Who’s responsible for paying the FBAR penalty after a taxpayer is deceased?

The government can collect from a distributee of the estate, or appointed executor or administer of the deceased party’s estate.

That is precisely what the government has done in this case: it has sued the penalized party’s children as distributees and one son who acted as a representative of the estate by overseeing its liquidation and the distribution of its proceeds.

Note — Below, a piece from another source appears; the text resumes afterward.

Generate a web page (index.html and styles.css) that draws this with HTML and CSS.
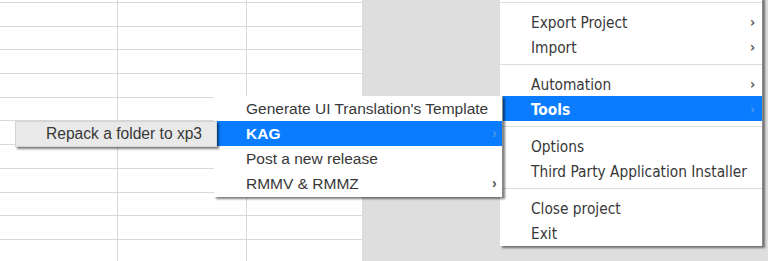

To what extent does an executor or a personal representative of an estate need to investigate the decedent’s tax returns and financial affairs? The government must prove that a representative of an estate made a payment in violation of 31 U.S.C. 3713(b). Specifically the government must show:

  1. The person was a fiduciary of the estate who
  2. Distributed the estate’s assets before paying a claim of the government and
  3. Knew or should have known of the government’s claim

As establish transferee liability against the Park children, the government advances several arguments under 28 U.S.C. 3304 (FDCPA fraudulent transfers), 740 ILCS 160 (fraudulence transfer under Illinois law), and federal common law unjust enrichment.

Voluntary disclosure options for estates

An executor of an estate who discovers unfiled FBARs and unreported foreign income should bring the decedent taxpayer into compliance before settling the estate. Otherwise, the personal representative risks being responsible for taxes and penalties (up to the amount of distribution from the estate).

The amended returns and FBARs can be filed under any one of IRS’ voluntary disclosure options, depending on the facts of the case.